最後は、好きだから勉強していただけ、です。


SFCに入学した時に、最初に驚いたのは、同級生のエピソードのすごさでした。

大学までにどんな活動をしてきたのか、どんなビジネスをやってきたのか、そんな会話が当たり前のように交わされる環境を目の当たりにして、中村さんは自分は勉強とバスケしかしてこなかった。

まるで、起業家ばっかりみたいと感じて、コンプレックスを感じるようになります。

そこでとにかく何かを始めようと、プログラミングの会社のインターンに飛び込んで、簡単なゲームを作るまではできるようになったのですが、数ヶ月で合わない、と感じて辞めてしまいます。


そのあとに、出会ったのが、今インターンをしている教育ベンチャーでした。

小さい時から勉強が大好きで、やりたいことが周りにあふれていることが当たり前でした。しかも、それが勉強なので、親からも先生からも、嫌な顔をされることもありませんでした。

そんな中村さんにとって、自分の好きが、親の期待や先生の期待がずれることがあまりなかったのです。

でも、実はこれがとても珍しくて、幸運なことだったと気づいたのです。


たとえば、勉強がしたくない子はもちろんたくさんいるし、それ以外のやりたいことを発言しても親から否定されるような子もたくさんいる。

もっと言えば、そもそもやりたいことが無い子もたくさんいる。


そんなことに気づき始めた時に、中村さんは、自分の好きを捨ててしまうような環境は良くない。どうにかしたい、と考えるようになったのでした。

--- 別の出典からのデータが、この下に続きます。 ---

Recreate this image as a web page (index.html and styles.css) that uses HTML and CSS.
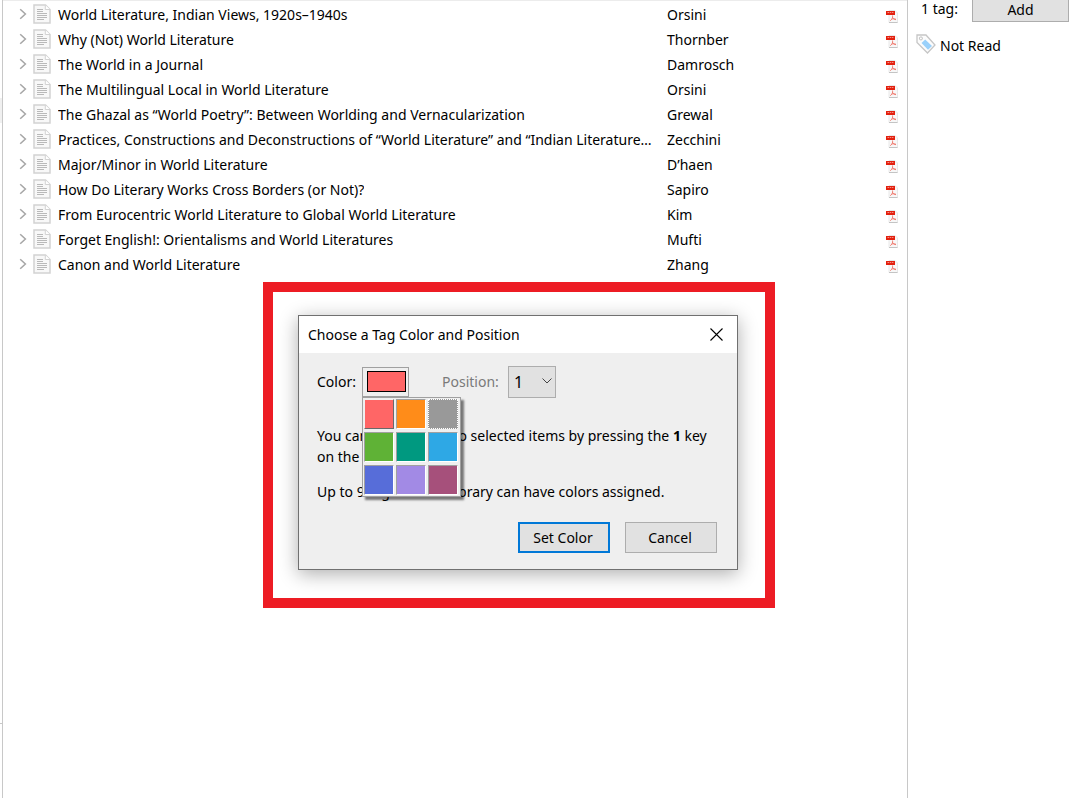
FILE: index.html
```html
<!DOCTYPE html>
<html lang="en">
<head>
<meta charset="utf-8">
<title>Library</title>
<link rel="stylesheet" href="styles.css">
</head>
<body>
<svg class="defs" aria-hidden="true">
  <symbol id="chevron" viewBox="0 0 8 12"><path d="M1.2 1.200 6.400 6 1.200 10.800" fill="none" stroke="#a6a6a6" stroke-width="1.500"/></symbol>
  <symbol id="doc" viewBox="0 0 18 20">
    <path d="M1 1h11.500L17 5.500V19H1z" fill="#f8f8f8" stroke="#d2d2d2" stroke-width="1.500"/>
    <path d="M12.300 1v4.500H17" fill="#fff" stroke="#d2d2d2"/>
    <path d="M4 5.500h6M4 7.500h6M4 9.500h10M4 11.500h10M4 13.500h10M4 15.500h7" stroke="#b9b9b9"/>
  </symbol>
  <symbol id="pdf" viewBox="0 0 12 13">
    <path d="M3 .5h6l2.500 2.500v9.500H3z" fill="#f8f8f8" stroke="#e8e8e8"/>
    <path d="M3 12.500h8.500" stroke="#c4c4c4"/>
    <path d="M0 1h9v4H0z" fill="#e3200e"/>
    <path d="M1.500 2.500h6" stroke="#f58a80" stroke-dasharray="1.500 .7"/>
    <path d="M6.500 5.500c.6 2-.5 4-2.300 5.200M6.700 7.500c.4 1.300 1.800 2 3.300 2.200M5.300 9.300c1.500-.7 3-.6 4.700 0" fill="none" stroke="#ee7468" stroke-width=".9"/>
  </symbol>
</svg>
<div class="app">
  <div class="edge"><div class="edge-row"></div><div class="edge-split"></div></div>
  <main class="items">
    <table class="list">
      <colgroup><col class="c-title"><col class="c-creator"><col class="c-file"></colgroup>
      <tbody>
        <tr><td><div class="cell"><svg class="chev"><use href="#chevron"/></svg><svg class="doc"><use href="#doc"/></svg><span class="name">World Literature, Indian Views, 1920s–1940s</span></div></td><td>Orsini</td><td><svg class="pdf"><use href="#pdf"/></svg></td></tr>
        <tr><td><div class="cell"><svg class="chev"><use href="#chevron"/></svg><svg class="doc"><use href="#doc"/></svg><span class="name">Why (Not) World Literature</span></div></td><td>Thornber</td><td><svg class="pdf"><use href="#pdf"/></svg></td></tr>
        <tr><td><div class="cell"><svg class="chev"><use href="#chevron"/></svg><svg class="doc"><use href="#doc"/></svg><span class="name">The World in a Journal</span></div></td><td>Damrosch</td><td><svg class="pdf"><use href="#pdf"/></svg></td></tr>
        <tr><td><div class="cell"><svg class="chev"><use href="#chevron"/></svg><svg class="doc"><use href="#doc"/></svg><span class="name">The Multilingual Local in World Literature</span></div></td><td>Orsini</td><td><svg class="pdf"><use href="#pdf"/></svg></td></tr>
        <tr><td><div class="cell"><svg class="chev"><use href="#chevron"/></svg><svg class="doc"><use href="#doc"/></svg><span class="name">The Ghazal as “World Poetry”: Between Worlding and Vernacularization</span></div></td><td>Grewal</td><td><svg class="pdf"><use href="#pdf"/></svg></td></tr>
        <tr><td><div class="cell"><svg class="chev"><use href="#chevron"/></svg><svg class="doc"><use href="#doc"/></svg><span class="name">Practices, Constructions and Deconstructions of “World Literature” and “Indian Literature…</span></div></td><td>Zecchini</td><td><svg class="pdf"><use href="#pdf"/></svg></td></tr>
        <tr><td><div class="cell"><svg class="chev"><use href="#chevron"/></svg><svg class="doc"><use href="#doc"/></svg><span class="name">Major/Minor in World Literature</span></div></td><td>D’haen</td><td><svg class="pdf"><use href="#pdf"/></svg></td></tr>
        <tr><td><div class="cell"><svg class="chev"><use href="#chevron"/></svg><svg class="doc"><use href="#doc"/></svg><span class="name">How Do Literary Works Cross Borders (or Not)?</span></div></td><td>Sapiro</td><td><svg class="pdf"><use href="#pdf"/></svg></td></tr>
        <tr><td><div class="cell"><svg class="chev"><use href="#chevron"/></svg><svg class="doc"><use href="#doc"/></svg><span class="name">From Eurocentric World Literature to Global World Literature</span></div></td><td>Kim</td><td><svg class="pdf"><use href="#pdf"/></svg></td></tr>
        <tr><td><div class="cell"><svg class="chev"><use href="#chevron"/></svg><svg class="doc"><use href="#doc"/></svg><span class="name">Forget English!: Orientalisms and World Literatures</span></div></td><td>Mufti</td><td><svg class="pdf"><use href="#pdf"/></svg></td></tr>
        <tr><td><div class="cell"><svg class="chev"><use href="#chevron"/></svg><svg class="doc"><use href="#doc"/></svg><span class="name">Canon and World Literature</span></div></td><td>Zhang</td><td><svg class="pdf"><use href="#pdf"/></svg></td></tr>
      </tbody>
    </table>
  </main>
  <aside class="tags">
    <div class="tags-head"><span>1 tag:</span><button class="btn add" type="button">Add</button></div>
    <div class="tag">
      <svg class="tag-icon" viewBox="0 0 20 20" aria-hidden="true">
        <path d="M1 1h9l9 10-7.500 8L1 8.500z" fill="#fcfcfc" stroke="#c6c6c6" stroke-width="1.300"/>
        <rect x="3.500" y="3" width="2.800" height="2.800" rx="1" fill="#fff" stroke="#bdbdbd"/>
        <path d="M9.200 5.500 16 12l-4 3.700L5.500 9z" fill="#9ad1fb"/>
      </svg>
      <span>Not Read</span>
    </div>
  </aside>
</div>

<div class="highlight">
  <div class="dialog" role="dialog" aria-labelledby="dialog-title">
    <header class="titlebar">
      <span id="dialog-title">Choose a Tag Color and Position</span>
      <button class="close" type="button" aria-label="Close"><svg viewBox="0 0 13 13"><path d="M.5.5l12 12M12.500.5l-12 12" stroke="#000" stroke-width="1.100"/></svg></button>
    </header>
    <div class="content">
      <div class="fields">
        <span id="color-label">Color:</span>
        <div class="picker">
          <button class="well" type="button" aria-labelledby="color-label"><span class="well-fill"></span></button>
          <div class="palette">
            <button class="swatch red" type="button" aria-label="Red"></button>
            <button class="swatch orange" type="button" aria-label="Orange"></button>
            <button class="swatch gray" type="button" aria-label="Gray"></button>
            <button class="swatch green" type="button" aria-label="Green"></button>
            <button class="swatch teal" type="button" aria-label="Teal"></button>
            <button class="swatch blue" type="button" aria-label="Blue"></button>
            <button class="swatch indigo" type="button" aria-label="Indigo"></button>
            <button class="swatch violet" type="button" aria-label="Violet"></button>
            <button class="swatch plum" type="button" aria-label="Plum"></button>
          </div>
        </div>
        <label class="pos-label" for="position">Position:</label>
        <div class="select">
          <select id="position"><option>1</option></select>
          <svg viewBox="0 0 10 6" aria-hidden="true"><path d="M.5.5 5 5 9.500.5" fill="none" stroke="#444"/></svg>
        </div>
      </div>
      <p class="first">You can add this tag to selected items by pressing the <b>1</b> key on the keyboard.</p>
      <p>Up to 9 tags in each library can have colors assigned.</p>
      <div class="actions">
        <button class="btn primary" type="button">Set Color</button>
        <button class="btn" type="button">Cancel</button>
      </div>
    </div>
  </div>
</div>
</body>
</html>
```
FILE: styles.css
```css
* { box-sizing: border-box; }
body {
  margin: 0;
  background: #fff;
  color: #000;
  font: 14px/20px "Noto Sans", "Open Sans", sans-serif;
  overflow: hidden;
}
button, select { font: inherit; color: inherit; margin: 0; }
svg { display: block; flex: none; }
.defs { position: absolute; width: 0; height: 0; }

.app { display: flex; height: 100vh; }
.edge {
  display: flex;
  flex-direction: column;
  width: 3px;
  padding-top: 98px;
  border-right: 1px solid #c8c8c8;
}
.edge-row { height: 25px; background: #f0f0f0; }
.edge-split { margin-top: 600px; height: 1px; background: #c8c8c8; }

.items { flex: 1; min-width: 0; padding-top: 1px; border-top: 1px solid #ececec; }
.list { width: 100%; table-layout: fixed; border-collapse: collapse; }
.c-creator { width: 218px; }
.c-file { width: 22px; }
.list td { height: 25px; padding: 1px 0 0; white-space: nowrap; }
.cell { display: flex; align-items: flex-start; height: 22px; padding-left: 16px; }
.name { overflow: hidden; padding-top: 1px; }
.chev { width: 8px; height: 12px; margin: 4px 6px 0 0; }
.doc { width: 18px; height: 20px; margin-right: 7px; }
.pdf { width: 12px; height: 13px; margin: 3px 0 0 1px; }

.tags { width: 162px; border-left: 1px solid #c8c8c8; }
.tags-head {
  display: flex;
  justify-content: space-between;
  padding-left: 13px;
  line-height: 18px;
}
.btn {
  width: 92px;
  height: 31px;
  padding: 0 2px 0 0;
  background: #e1e1e1;
  border: 1px solid #adadad;
}
.btn.primary { border: 2px solid #0078d7; }
.btn.add { width: 97px; height: 22px; padding: 0 0 2px; border-top: 0; line-height: 18px; }
.tag { display: flex; align-items: flex-start; gap: 4px; padding: 12px 0 0 8px; }
.tag span { padding-top: 2px; }
.tag-icon { width: 20px; height: 20px; }

.highlight {
  position: absolute;
  left: 263px;
  top: 282px;
  padding: 23px 27px 28px 25px;
  border: 10px solid #ed1c24;
  background: #fff;
}
.dialog {
  width: 440px;
  border: 1px solid #707070;
  background: #efefef;
  box-shadow: 0 4px 18px rgba(0, 0, 0, .32);
}
.titlebar {
  display: flex;
  align-items: center;
  justify-content: space-between;
  height: 37px;
  padding: 0 14px 0 9px;
  background: #fff;
}
.close { padding: 0; border: 0; background: none; }
.close svg { width: 13px; height: 13px; }
.content { padding: 13px 20px 16px 18px; }
.fields { display: flex; align-items: center; height: 32px; }
#color-label { width: 39px; }
.picker { position: relative; margin-left: 6px; }
.well {
  display: block;
  width: 47px;
  height: 30px;
  padding: 3px 2px 4px 4px;
  border: 1px solid #a0a0a0;
  background: #efefef;
}
.well-fill { display: block; height: 21px; border: 1px solid #000; background: #f66; }
.palette {
  position: absolute;
  left: 0;
  top: 30px;
  display: grid;
  grid-template-columns: repeat(3, 30px);
  gap: 3px 2px;
  padding: 1px 2px 1px 1px;
  border: 1px solid #a0a0a0;
  background: #efefef;
  box-shadow: 3px 3px 2px rgba(0, 0, 0, .5);
}
.swatch {
  height: 30px;
  padding: 0;
  border: 1px solid;
  border-color: #a0a0a0 #fff #fff #a0a0a0;
}
.red { background: #f66; border-color: #f0f0f0 #696969 #696969 #f0f0f0; }
.orange { background: #ff8c19; }
.gray { background: #999; border: 1px dotted #fff; }
.green { background: #5fb236; }
.teal { background: #009980; }
.blue { background: #2ea8e5; }
.indigo { background: #576dd9; }
.violet { background: #a28ae5; }
.plum { background: #a6507b; }
.pos-label { margin-left: 33px; color: #7a7a7a; }
.select { display: grid; align-items: center; margin-left: auto; margin-right: 161px; }
.select select {
  grid-area: 1 / 1;
  width: 48px;
  height: 32px;
  padding: 0 5px;
  appearance: none;
  background: #e1e1e1;
  border: 1px solid #adadad;
  border-radius: 0;
  font-size: 16px;
}
.select svg { grid-area: 1 / 1; justify-self: end; width: 10px; height: 6px; margin: 0 4px 2px 0; }
p { margin: 14px 0 0; line-height: 21px; }
p.first { margin-top: 27px; }
.actions { display: flex; justify-content: flex-end; gap: 15px; margin-top: 20px; }
```
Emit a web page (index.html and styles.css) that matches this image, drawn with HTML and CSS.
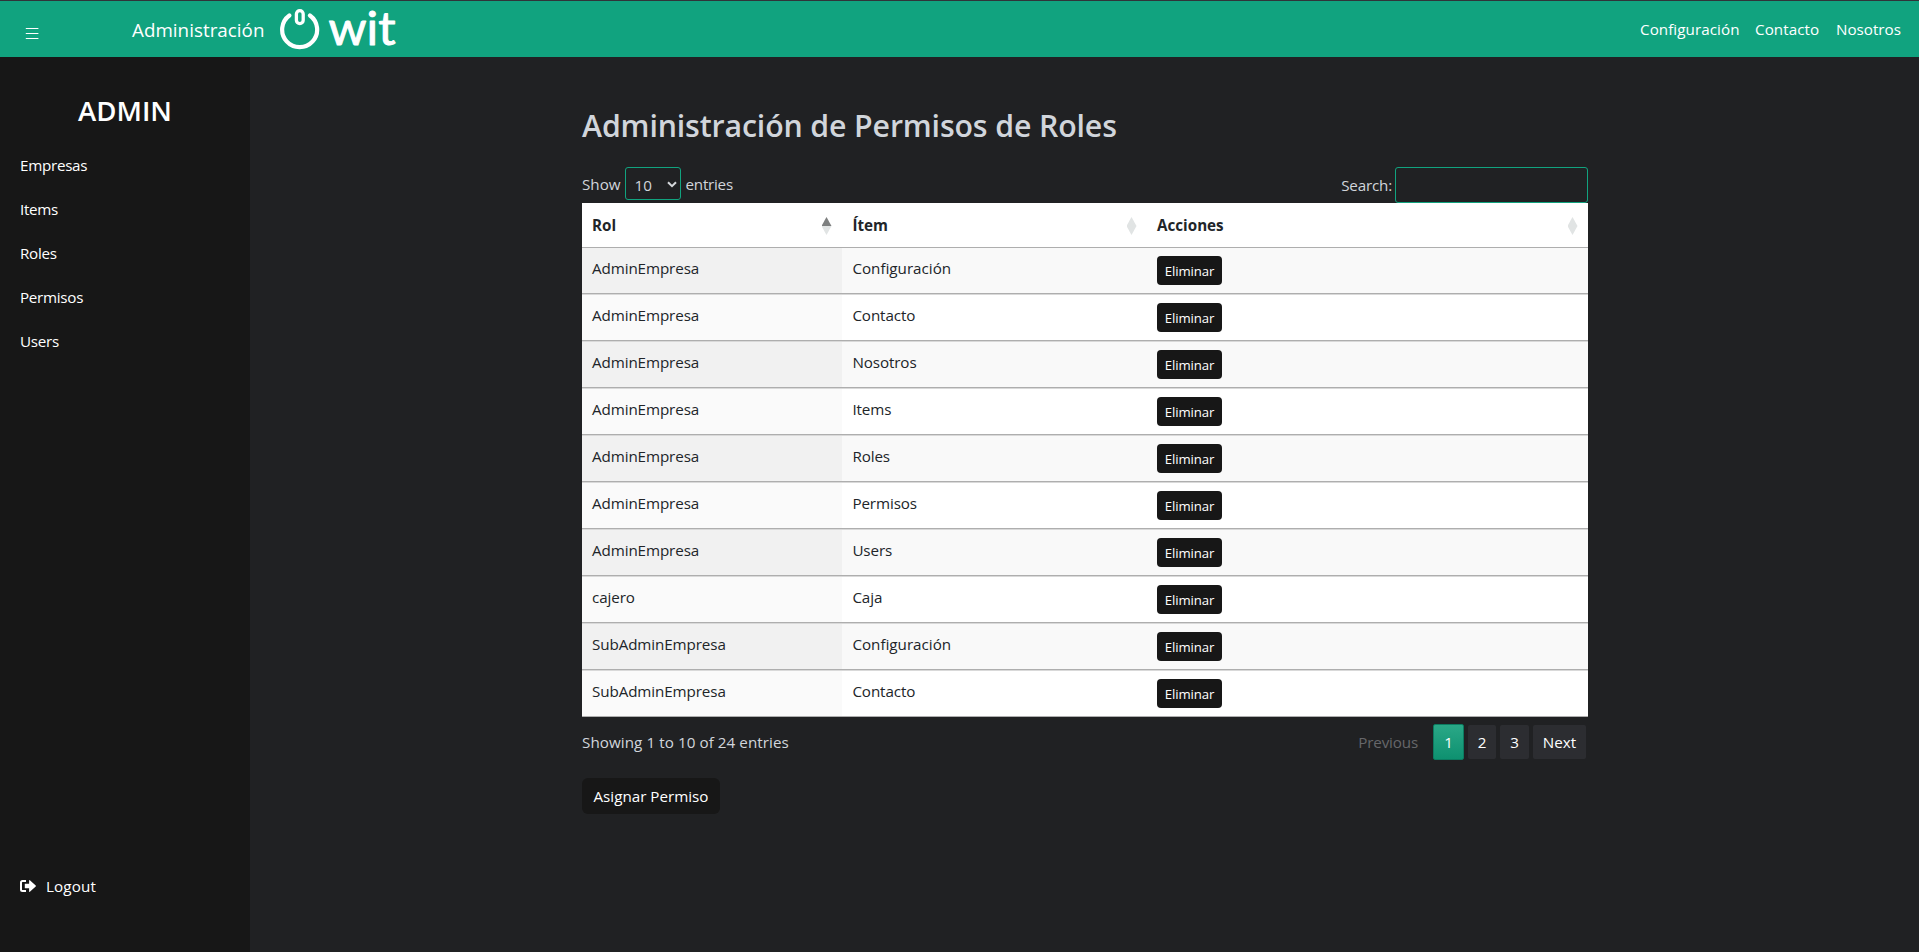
FILE: index.html
```html
<!DOCTYPE html>
<html lang="es">
<head>
<meta charset="utf-8">
<title>Administración</title>
<link rel="stylesheet" href="styles.css">
</head>
<body>
<header class="topbar">
  <svg class="menu-icon" width="14" height="13" viewBox="0 0 14 13"><path d="M.8 1.500h12.600M.8 6.500h12.600M.8 11.500h12.600" stroke="#fff" stroke-width="1.200"/></svg>
  <span class="brand">Administración</span>
  <svg class="logo" width="118" height="56" viewBox="0 -7 118 56">
    <g fill="none" stroke="#fff" stroke-linecap="round">
      <path d="M9.350 7.500A17.500 17.500 0 1 0 29.950 7.500" stroke-width="4.200"/>
      <rect x="16.400" y="2.600" width="6.800" height="13" rx="3.400" stroke-width="3.300"/>
    </g>
    <text class="logo-text" x="48.500" y="37.300" textLength="67" lengthAdjust="spacingAndGlyphs">wit</text>
  </svg>
  <nav class="topnav"><a class="n1">Configuración</a><a class="n2">Contacto</a><a class="n3">Nosotros</a></nav>
</header>
<div class="layout">
  <aside class="sidebar">
    <h3 class="side-title">ADMIN</h3>
    <nav class="side-nav"><a>Empresas</a><a>Items</a><a>Roles</a><a>Permisos</a><a>Users</a></nav>
    <a class="logout"><svg width="16" height="12" viewBox="0 0 16 12"><path d="M6 1H2.500Q1 1 1 2.500v7Q1 11 2.500 11H6" fill="none" stroke="#fff" stroke-width="2"/><path d="M4.800 3.800h4.300V.6Q9.200-.2 9.900.3l5.800 5.100q.5.600 0 1.200L9.900 11.700q-.7.500-.8-.3V8.200H4.800z" fill="#fff"/></svg><span>Logout</span></a>
  </aside>
  <main class="content">
    <h2 class="title">Administración de Permisos de Roles</h2>
    <div class="controls">
      <label class="length">Show <span class="select-wrap"><select><option>10</option></select><svg width="10" height="7" viewBox="0 0 10 7"><path d="M1 1.200l4 4 4-4" fill="none" stroke="#d5d8dc" stroke-width="2"/></svg></span> <span class="entries">entries</span></label>
      <label class="search">Search:<input type="text"></label>
    </div>
    <table class="roles">
      <colgroup><col class="c1"><col class="c2"><col class="c3"></colgroup>
      <thead><tr>
        <th><div>Rol<i class="sort asc"></i></div></th>
        <th><div>Ítem<i class="sort"></i></div></th>
        <th><div>Acciones<i class="sort"></i></div></th>
      </tr></thead>
      <tbody>
        <tr><td>AdminEmpresa</td><td class="conf">Configuración</td><td><button>Eliminar</button></td></tr>
        <tr><td>AdminEmpresa</td><td>Contacto</td><td><button>Eliminar</button></td></tr>
        <tr><td>AdminEmpresa</td><td>Nosotros</td><td><button>Eliminar</button></td></tr>
        <tr><td>AdminEmpresa</td><td>Items</td><td><button>Eliminar</button></td></tr>
        <tr><td>AdminEmpresa</td><td>Roles</td><td><button>Eliminar</button></td></tr>
        <tr><td>AdminEmpresa</td><td>Permisos</td><td><button>Eliminar</button></td></tr>
        <tr><td>AdminEmpresa</td><td>Users</td><td><button>Eliminar</button></td></tr>
        <tr><td>cajero</td><td>Caja</td><td><button>Eliminar</button></td></tr>
        <tr><td>SubAdminEmpresa</td><td class="conf">Configuración</td><td><button>Eliminar</button></td></tr>
        <tr><td>SubAdminEmpresa</td><td>Contacto</td><td><button>Eliminar</button></td></tr>
      </tbody>
    </table>
    <div class="footer">
      <span class="info">Showing 1 to 10 of 24 entries</span>
      <div class="pager"><span class="prev">Previous</span><span class="page active">1</span><span class="page p2">2</span><span class="page p3">3</span><span class="page next">Next</span></div>
    </div>
    <button class="assign">Asignar Permiso</button>
  </main>
</div>
</body>
</html>
```
FILE: styles.css
```css
* { box-sizing: border-box; }
body {
  margin: 0;
  height: 952px;
  overflow: hidden;
  display: flex;
  flex-direction: column;
  background: #202123;
  color: #d1d5db;
  font: 15.2px/24px "Open Sans", "Noto Sans", sans-serif;
}
button, select, input { font: inherit; margin: 0; }
.topbar {
  height: 57px;
  flex: none;
  display: flex;
  align-items: flex-start;
  background: #11a37f;
  border-top: 1px solid #303439;
  color: #fff;
}
.menu-icon { margin: 26px 0 0 25px; }
.brand { margin: 16px 0 0 93px; width: 148px; font-size: 18.8px; line-height: 26px; letter-spacing: .03px; }
.logo-text {
  font: 400 46px Lato, sans-serif;
  fill: #fff;
  stroke: #fff;
  stroke-width: .9px;
  stroke-linejoin: round;
}
.topnav { display: flex; margin: 16px 18px 0 auto; }
.n1 { width: 115px; letter-spacing: .06px; }
.n2 { width: 81px; letter-spacing: .06px; }
.n3 { width: 65px; }
.layout { flex: 1; display: flex; }
.sidebar {
  width: 250px;
  display: flex;
  flex-direction: column;
  background: #171717;
  color: #fff;
}
.side-title {
  margin: 33px 0 0;
  text-align: center;
  font-size: 27.6px;
  line-height: 40px;
  font-weight: 600;
}
.side-nav { display: flex; flex-direction: column; padding: 13px 20px; }
.side-nav a { height: 44px; padding: 10px 0; letter-spacing: -.28px; }
.logout { display: flex; margin: auto 20px 54px; align-items: center; gap: 10px; letter-spacing: .15px; }
.content { margin-left: 332px; width: 1006px; padding-top: 50px; }
.title { margin: 0; height: 60px; font-size: 30.3px; line-height: 38px; font-weight: 600; letter-spacing: -.14px; color: #d1d5db; }
.controls { display: flex; justify-content: space-between; height: 36px; }
.length { display: flex; height: 33px; line-height: 34px; }
.select-wrap { position: relative; margin: 0 5px 0 4px; }
.select-wrap select {
  appearance: none;
  display: block;
  width: 56px;
  height: 33px;
  padding: 0 0 0 9px;
  background: transparent;
  border: 1px solid #11a37f;
  border-radius: 3px;
  color: #d1d5db;
}
.select-wrap svg { position: absolute; right: 4px; top: 14px; }
.entries { letter-spacing: -.25px; }
.search { display: flex; line-height: 36px; gap: 3px; letter-spacing: -.18px; }
.search input {
  width: 193px;
  height: 36px;
  background: transparent;
  border: 1px solid #11a37f;
  border-radius: 3px;
}
.roles { width: 1006px; table-layout: fixed; border-collapse: separate; border-spacing: 0; background: #fff; color: #212529; }
.c1 { width: 260px; }
.c2 { width: 305px; }
.c3 { width: 441px; }
.roles th { padding: 10px; height: 45px; border-bottom: 1px solid #aeaeae; text-align: left; font-weight: 700; }
.roles th div { display: flex; justify-content: space-between; align-items: center; height: 24px; }
.sort { width: 10px; height: 18px; display: flex; flex-direction: column; position: relative; top: 1px; right: .5px; }
.sort::before, .sort::after { content: ""; height: 9px; background: #e1e4e4; }
.sort::before { clip-path: polygon(50% 0, 100% 100%, 0 100%); }
.sort::after { clip-path: polygon(0 0, 100% 0, 50% 100%); }
.asc::before { background: #7d7f7f; }
.roles td { height: 47px; padding: 8px 10px; vertical-align: top; border-top: 1px solid #d9d9d9; border-bottom: 1px solid #aeaeae; letter-spacing: -.1px; }
.roles td:nth-child(2), .roles th:nth-child(2) { padding-left: 10.4px; }
.roles tr:first-child td { height: 46px; border-top: 0; }
.roles tbody tr:nth-child(odd) td { background: #f9f9f9; }
.roles tbody tr:nth-child(odd) td:first-child { background: #f1f1f1; }
.roles tbody tr:nth-child(even) td:first-child { background: #fafafa; }
.roles td.conf { letter-spacing: 0; }
.roles button {
  display: block;
  width: 65px;
  height: 29px;
  padding: 1px 0 0;
  border: 0;
  border-radius: 4px;
  background: #171717;
  color: #fff;
  font-size: 13.2px;
  line-height: 28px;
  letter-spacing: -.1px;
}
.footer { display: flex; justify-content: space-between; height: 61px; padding-top: 7px; }
.info { margin-top: 6px; letter-spacing: .07px; }
.pager { display: flex; align-items: center; height: 36px; padding-right: 2px; color: #fff; }
.prev { margin-right: 15px; color: #66676a; letter-spacing: -.15px; }
.page { height: 34px; line-height: 34px; text-align: center; background: #2c2d31; border-radius: 2px; }
.active { width: 31px; height: 36px; margin-right: 4px; border: 1px solid #0c7b60; background: linear-gradient(#2aa887, #0e9170); }
.p2 { width: 28px; margin-right: 4px; }
.p3 { width: 29px; margin-right: 4px; }
.next { width: 53px; }
.assign { width: 138px; height: 36px; padding: 0; border: 0; border-radius: 6px; background: #171717; color: #fff; }
```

そこで、現在インターンされている教育ベンチャーでは、
「子どもたちのやりたいをカタチに」というビジョンを掲げて、

子どもたちの無邪気で無垢な「やりたい」を支えてあげているそうです。

自分のワクワクに正直に大学進学を決めて、そのあとには、次の世代のやりたいを支えたくて頑張っている、そんな素敵な大学生の中村さんでした。